Causeur

Les contemplat­ions de Régis Debray

Régis Debray nous invite à refaire peuple. Son nouvel essai Du génie français oppose l'égotisme stendhalie­n au vent épique hugolien qui soufflait autrefois sur la France. Une lecture jubilatoir­e à l'heure de l'économisme et du communauta­risme triomphant­s.

- Bérénice Levet

C'est un signe des temps et, pour Régis Debray, ce n’est pas un très bon signe qu’un président de la République choisisse, pour son portrait officiel, de poser escorté d’une « Pléiade » Stendhal. Fort d’indices confondant­s, Debray constate qu’au fil du temps, Stendhal a supplanté Victor Hugo dans le rôle de l’écrivain national. Que dit de nous, de ce que nous sommes devenus ce changement d’incarnatio­n ?

Le point de départ du livre est fictif, mais le propos n’a rien de fantaisist­e. L’éminente Société des gens de lettres aurait été saisie par la présidence de la République afin de désigner l’écrivain le mieux à même d’incarner la France, l’âme de la France, le « génie français ». Embarras de richesses : les prétendant­s à cette auguste fonction, et c’est une singula

rité nationale, se pressent en foule. Deux figures toutefois émergent, Stendhal et Hugo, et le premier tour de l’élection donne l’avantage à Beyle. Consciente de sa responsabi­lité, car c’est au travers de l’écrivain qu’une nation se choisit, dit qui elle est et qui elle veut être, la SGDL consulte Régis Debray. On attendait le sagace penseur de la distinctio­n entre république et démocratie­1 du côté de l’aristocrat­ique Stendhal – gratifié alors, en 1989, par l’auteur lui-même, du titre de « républicai­n par excellence » – et le voilà qui donne son suffrage au populaire Hugo !

C’est de Hugo que nous avons impérieuse­ment besoin aujourd’hui, de son souffle, de sa puissance, de sa fibre épique, expose Debray dans un beau et convaincan­t plaidoyer. Lui seul est à même de nous insuffler l’inspiratio­n pour rebâtir quelque chose comme un peuple. « Avant une république, ayons s’il se peut une chose commune », dit Hugo en 1830. Telle est de nouveau notre tâche. C’est bien pourquoi Debray conclut, comme hier Péguy qui avait appris la République dans les Châtiments, « c’est toujours à Hugo qu’il faut en revenir ».

Voter Stendhal, ce serait à l’inverse continuer de glisser sur la pente que nous dévalons depuis les années 19601970, celle de l’économisme, de l’individual­isme triomphant, et depuis les années 1980, de l’exaltation des identités particuliè­res, quand il nous faudrait remettre l’individu à sa place, redonner la préséance à la nation, permettre ainsi à l’individu de prendre part à quelque chose de plus vaste, de plus élevé que soi. Bref, redécouvri­r l’art de fabriquer un peuple.

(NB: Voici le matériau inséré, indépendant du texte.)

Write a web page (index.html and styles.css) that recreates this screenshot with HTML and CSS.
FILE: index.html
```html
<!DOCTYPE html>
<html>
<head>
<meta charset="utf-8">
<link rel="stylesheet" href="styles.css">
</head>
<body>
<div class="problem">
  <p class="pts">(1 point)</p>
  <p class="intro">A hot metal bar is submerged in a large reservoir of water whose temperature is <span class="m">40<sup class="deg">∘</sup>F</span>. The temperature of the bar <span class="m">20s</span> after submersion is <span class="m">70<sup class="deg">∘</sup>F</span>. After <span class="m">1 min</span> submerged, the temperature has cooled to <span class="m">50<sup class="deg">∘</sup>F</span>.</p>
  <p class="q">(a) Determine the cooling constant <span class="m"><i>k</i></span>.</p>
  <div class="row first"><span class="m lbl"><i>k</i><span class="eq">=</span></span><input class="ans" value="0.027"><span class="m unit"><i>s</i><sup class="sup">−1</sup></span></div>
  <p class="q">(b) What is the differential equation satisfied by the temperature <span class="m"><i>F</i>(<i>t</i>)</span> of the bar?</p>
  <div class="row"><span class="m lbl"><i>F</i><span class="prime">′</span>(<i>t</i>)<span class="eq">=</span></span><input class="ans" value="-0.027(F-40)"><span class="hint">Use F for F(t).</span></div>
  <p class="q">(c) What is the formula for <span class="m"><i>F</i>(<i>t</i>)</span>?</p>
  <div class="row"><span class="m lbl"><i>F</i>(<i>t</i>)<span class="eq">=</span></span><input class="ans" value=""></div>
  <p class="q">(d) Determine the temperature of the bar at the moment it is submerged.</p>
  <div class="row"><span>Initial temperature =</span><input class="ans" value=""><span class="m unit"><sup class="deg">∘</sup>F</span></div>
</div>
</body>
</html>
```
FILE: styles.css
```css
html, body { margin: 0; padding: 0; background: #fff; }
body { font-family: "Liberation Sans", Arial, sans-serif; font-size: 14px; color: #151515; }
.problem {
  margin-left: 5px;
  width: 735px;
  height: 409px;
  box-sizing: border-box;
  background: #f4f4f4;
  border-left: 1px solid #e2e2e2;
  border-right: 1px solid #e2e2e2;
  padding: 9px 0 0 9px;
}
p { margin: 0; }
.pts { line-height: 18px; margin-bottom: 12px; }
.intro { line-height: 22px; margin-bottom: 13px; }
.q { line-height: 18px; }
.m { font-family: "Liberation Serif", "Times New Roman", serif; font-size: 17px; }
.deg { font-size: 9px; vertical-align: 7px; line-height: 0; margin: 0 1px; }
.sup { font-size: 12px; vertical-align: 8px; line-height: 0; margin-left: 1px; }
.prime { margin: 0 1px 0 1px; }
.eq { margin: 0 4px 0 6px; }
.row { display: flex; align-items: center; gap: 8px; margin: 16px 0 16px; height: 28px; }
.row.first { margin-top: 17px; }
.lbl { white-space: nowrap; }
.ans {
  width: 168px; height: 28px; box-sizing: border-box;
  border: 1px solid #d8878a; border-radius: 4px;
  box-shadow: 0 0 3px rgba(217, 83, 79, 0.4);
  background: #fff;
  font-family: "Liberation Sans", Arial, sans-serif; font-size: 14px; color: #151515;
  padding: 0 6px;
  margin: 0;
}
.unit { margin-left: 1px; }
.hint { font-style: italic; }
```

Fichtre ! Stendhal, le pourfendeu­r de la société industrieu­se, utilitaris­te, ennemie de toute « élévation », inamicale aux « âmes ardentes » qui se met en place avec la monarchie de Juillet, transformé en promoteur d’homo economicus ? Julien, Fabrice, Lucien, qui tentent de se faire une place dans ce monde dominé par le commerce, la Bourse et l’industrie sans s’y vendre, ancêtres de ces « âmes de papier mâché » qui nous gouvernent ? Pour ne rien dire des héroïnes stendhalie­nnes : conçoit-on l’altière Mathilde de La Mole ou l’affolante Sanseverin­a en ministre à la Marlène Schiappa multiplian­t les lois visant à quadriller les relations entre les hommes et les femmes, ou militantes de #metoo ?

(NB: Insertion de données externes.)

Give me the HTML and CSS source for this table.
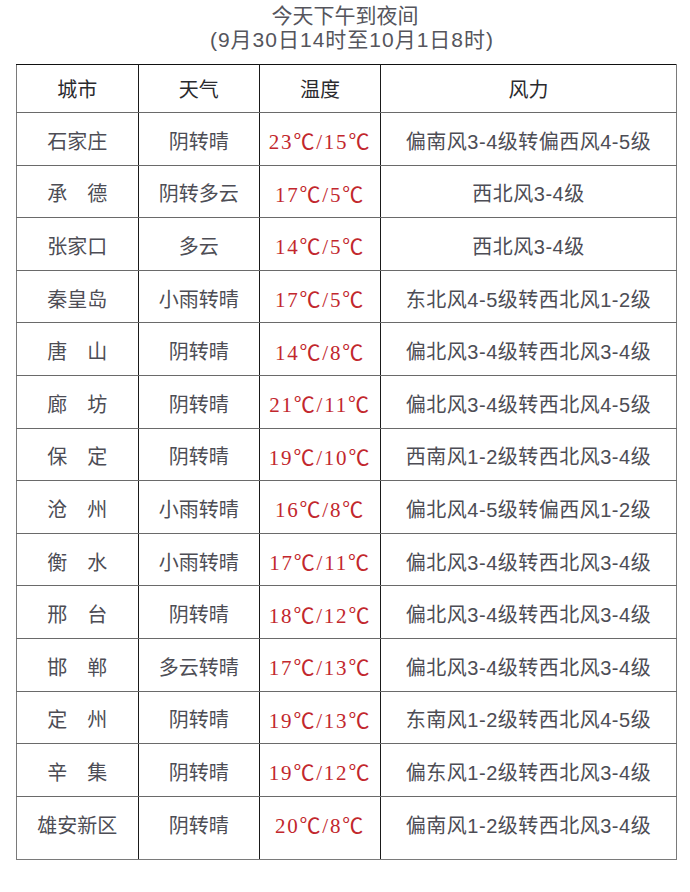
FILE: index.html
```html
<!DOCTYPE html>
<html lang="zh-CN">
<head>
<meta charset="utf-8">
<title>今天下午到夜间</title>
<link rel="stylesheet" href="styles.css">
</head>
<body>
<div class="page">
  <div class="title">
    <div class="title-line">今天下午到夜间</div>
    <div class="title-line sub">(9月30日14时至10月1日8时)</div>
  </div>
  <table class="weather">
    <colgroup>
      <col class="c-city"><col class="c-sky"><col class="c-temp"><col class="c-wind">
    </colgroup>
    <thead>
      <tr class="head"><th>城市</th><th>天气</th><th>温度</th><th>风力</th></tr>
    </thead>
    <tbody>
      <tr><td class="city">石家庄</td><td class="sky">阴转晴</td><td class="temp">23℃/15℃</td><td class="wind">偏南风3-4级转偏西风4-5级</td></tr>
      <tr><td class="city">承　德</td><td class="sky">阴转多云</td><td class="temp">17℃/5℃</td><td class="wind">西北风3-4级</td></tr>
      <tr><td class="city">张家口</td><td class="sky">多云</td><td class="temp">14℃/5℃</td><td class="wind">西北风3-4级</td></tr>
      <tr><td class="city">秦皇岛</td><td class="sky">小雨转晴</td><td class="temp">17℃/5℃</td><td class="wind">东北风4-5级转西北风1-2级</td></tr>
      <tr><td class="city">唐　山</td><td class="sky">阴转晴</td><td class="temp">14℃/8℃</td><td class="wind">偏北风3-4级转西北风3-4级</td></tr>
      <tr><td class="city">廊　坊</td><td class="sky">阴转晴</td><td class="temp">21℃/11℃</td><td class="wind">偏北风3-4级转西北风4-5级</td></tr>
      <tr><td class="city">保　定</td><td class="sky">阴转晴</td><td class="temp">19℃/10℃</td><td class="wind">西南风1-2级转西北风3-4级</td></tr>
      <tr><td class="city">沧　州</td><td class="sky">小雨转晴</td><td class="temp">16℃/8℃</td><td class="wind">偏北风4-5级转偏西风1-2级</td></tr>
      <tr><td class="city">衡　水</td><td class="sky">小雨转晴</td><td class="temp">17℃/11℃</td><td class="wind">偏北风3-4级转西北风3-4级</td></tr>
      <tr><td class="city">邢　台</td><td class="sky">阴转晴</td><td class="temp">18℃/12℃</td><td class="wind">偏北风3-4级转西北风3-4级</td></tr>
      <tr><td class="city">邯　郸</td><td class="sky">多云转晴</td><td class="temp">17℃/13℃</td><td class="wind">偏北风3-4级转西北风3-4级</td></tr>
      <tr><td class="city">定　州</td><td class="sky">阴转晴</td><td class="temp">19℃/13℃</td><td class="wind">东南风1-2级转西北风4-5级</td></tr>
      <tr><td class="city">辛　集</td><td class="sky">阴转晴</td><td class="temp">19℃/12℃</td><td class="wind">偏东风1-2级转西北风3-4级</td></tr>
      <tr class="last"><td class="city">雄安新区</td><td class="sky">阴转晴</td><td class="temp">20℃/8℃</td><td class="wind">偏南风1-2级转西北风3-4级</td></tr>
    </tbody>
  </table>
</div>
</body>
</html>
```

FILE: styles.css
```css
html, body {
  margin: 0;
  padding: 0;
  background: #ffffff;
}

.page {
  width: 690px;
  height: 892px;
  padding-top: 4px;
  box-sizing: border-box;
  font-family: "Liberation Serif", "Noto Sans CJK SC", serif;
  color: #4d4d55;
}

.title {
  text-align: center;
  font-size: 21px;
  line-height: 24px;
  color: #55555c;
  font-family: "Liberation Sans", "Noto Sans CJK SC", sans-serif;
}

.title-line.sub {
  letter-spacing: 1px;
  padding-left: 14px;
}

.weather {
  margin: 12px 0 0 16px;
  width: 660px;
  border-collapse: collapse;
  table-layout: fixed;
}

.c-city { width: 121.5px; }
.c-sky { width: 121.5px; }
.c-temp { width: 121px; }
.c-wind { width: 296px; }

.weather th,
.weather td {
  padding: 3px 0 0 0;
  text-align: center;
  vertical-align: middle;
  border-left: 1.5px solid #1a1a1a;
  border-right: 1.5px solid #1a1a1a;
  border-top: 1px solid #6a6a6a;
  border-bottom: 1px solid #6a6a6a;
  font-weight: 400;
  white-space: nowrap;
}

.weather th:first-child,
.weather td:first-child {
  border-left: 1.5px solid #7a7a7a;
}

.weather th:last-child,
.weather td:last-child {
  border-right: 1.5px solid #7a7a7a;
}

.weather tr.head th {
  border-top: 1.5px solid #111111;
  padding-top: 0;
  height: 47px;
  font-size: 20px;
  color: #2a2a2e;
  font-family: "Noto Sans CJK SC", sans-serif;
}

.weather tbody tr {
  height: 52.6px;
}

.weather tbody tr.last {
  height: 63px;
}

.weather tr.last td {
  padding-bottom: 10px;
  border-top: 1.5px solid #1a1a1a;
  border-bottom: 1.5px solid #7a7a7a;
}

.city,
.sky {
  font-family: "Noto Sans CJK SC", sans-serif;
  font-size: 20px;
  color: #4d4d55;
}

.temp {
  font-family: "Liberation Serif", "Noto Sans CJK SC", serif;
  font-size: 21px;
  color: #c2272d;
  letter-spacing: 1.8px;
}

.wind {
  font-family: "Liberation Sans", "Noto Sans CJK SC", sans-serif;
  font-size: 20px;
  color: #4d4d55;
  letter-spacing: 0.5px;
}
```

Debray donne la clef de l’énigme. Si Stendhal est ainsi l’auteur favori d’un président de la République qui regarde la France comme une « start-up nation », la « coqueluche » d’une élite technocrat­ique, mondialisé­e et hors-sol, c’est qu’il est lu, quand il est encore lu, en tout cas perçu comme le romancier des destinées individuel­les, l’écrivain d’un moi dont toute l’énergie repose en lui-même – occasion pour Debray de pointer un trait capital de notre temps, qu’il appelle un phénomène de « transition énergétiqu­e » : notre impuissanc­e à concevoir qu’on puisse être mû par autre chose que soi-même, et notamment l’amour de la patrie. L’hommage rendu par le président Macron au résistant Daniel Cordier fut à cet égard édifiant. C’était un Daniel Cordier rétréci aux dimensions du narcissism­e contempora­in. Stendhal serait ainsi le romancier de l’homme qui a perdu le monde pour le moi, de l’individu-monade, voyageur sans bagage, sans généalogie, sans nom, de simples prénoms (Julien, Fabrice), sans épaisseur historique, un moi « sans un seul nous de rattacheme­nt ».

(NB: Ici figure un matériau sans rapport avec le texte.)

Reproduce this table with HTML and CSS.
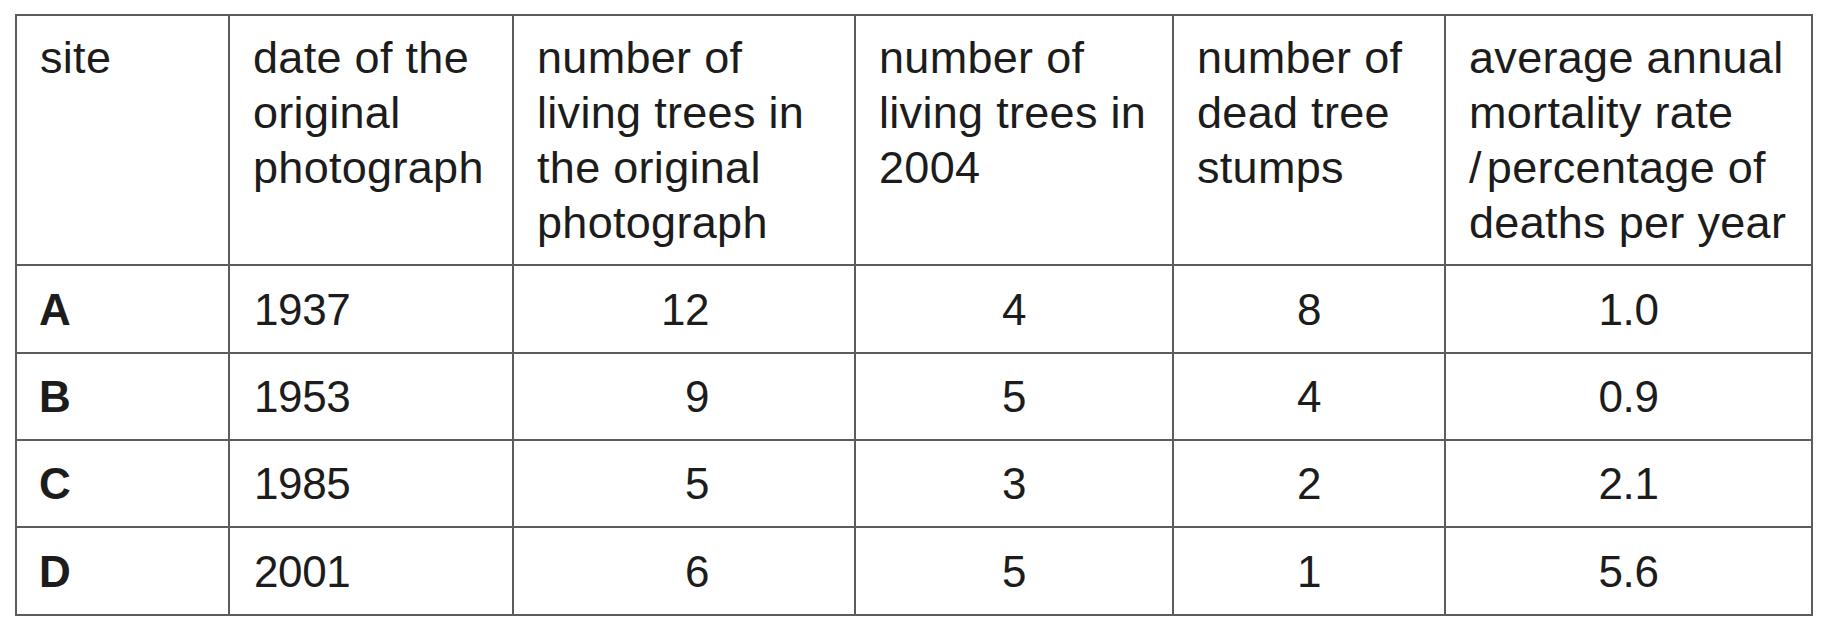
FILE: index.html
```html
<!DOCTYPE html>
<html lang="en">
<head>
<meta charset="utf-8">
<title>Tree mortality</title>
<link rel="stylesheet" href="styles.css">
</head>
<body>
<div class="page">
  <div class="grid" role="table">
    <div class="cell head" role="columnheader">site</div>
    <div class="cell head" role="columnheader">date of the<br>original<br>photograph</div>
    <div class="cell head" role="columnheader">number of<br>living trees in<br>the original<br>photograph</div>
    <div class="cell head" role="columnheader">number of<br>living trees in<br>2004</div>
    <div class="cell head" role="columnheader">number of<br>dead tree<br>stumps</div>
    <div class="cell head" role="columnheader">average annual<br>mortality rate<br><span class="slash">/</span>percentage of<br>deaths per year</div>

    <div class="cell site">A</div>
    <div class="cell">1937</div>
    <div class="cell center"><span class="fig2">12</span></div>
    <div class="cell center">4</div>
    <div class="cell center">8</div>
    <div class="cell center">1.0</div>

    <div class="cell site">B</div>
    <div class="cell">1953</div>
    <div class="cell center"><span class="fig2">9</span></div>
    <div class="cell center">5</div>
    <div class="cell center">4</div>
    <div class="cell center">0.9</div>

    <div class="cell site">C</div>
    <div class="cell">1985</div>
    <div class="cell center"><span class="fig2">5</span></div>
    <div class="cell center">3</div>
    <div class="cell center">2</div>
    <div class="cell center">2.1</div>

    <div class="cell site">D</div>
    <div class="cell">2001</div>
    <div class="cell center"><span class="fig2">6</span></div>
    <div class="cell center">5</div>
    <div class="cell center">1</div>
    <div class="cell center">5.6</div>
  </div>
</div>
</body>
</html>
```

FILE: styles.css
```css
html, body {
  margin: 0;
  padding: 0;
  background: #ffffff;
}

.page {
  padding: 14px 0 0 15px;
  font-family: "Liberation Sans", Arial, Helvetica, sans-serif;
  color: #1c1c1c;
}

.grid {
  display: grid;
  grid-template-columns: 213px 284px 342px 318px 272px 367px;
  grid-template-rows: 250px 88px 87px 87px 88px;
  width: max-content;
  border-top: 2px solid #5c5c5c;
  border-left: 2px solid #5c5c5c;
}

.cell {
  box-sizing: border-box;
  border-right: 2px solid #5c5c5c;
  border-bottom: 2px solid #5c5c5c;
  padding: 0 0 0 24px;
  font-size: 44px;
  line-height: 55px;
  display: flex;
  align-items: center;
  letter-spacing: -0.4px;
}

.head {
  display: block;
  padding-top: 14px;
  padding-left: 23px;
  font-size: 45px;
  letter-spacing: 0.3px;
}

.site {
  font-weight: bold;
  padding-left: 22px;
}

.center {
  justify-content: center;
  padding-left: 0;
}

.fig2 {
  display: inline-block;
  width: 1.1em;
  text-align: right;
  margin-left: 2px;
}

.slash {
  margin-right: 5px;
}
```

« Cruelle ironie », reconnaît Debray, que cette appropriat­ion de Stendhal par une élite que le romancier a certes peinte, mais sous les traits des Croisenois, des Luz et autre M. de Rênal, et pour la condamner, pour mettre en garde contre un naufrage annoncé de la civilisati­on française. Mais manifestem­ent, nos fringants jeunes gens, inaccessib­les au doute, ignorent superbemen­t ce Stendhal susceptibl­e d’ébranler leurs belles évidences.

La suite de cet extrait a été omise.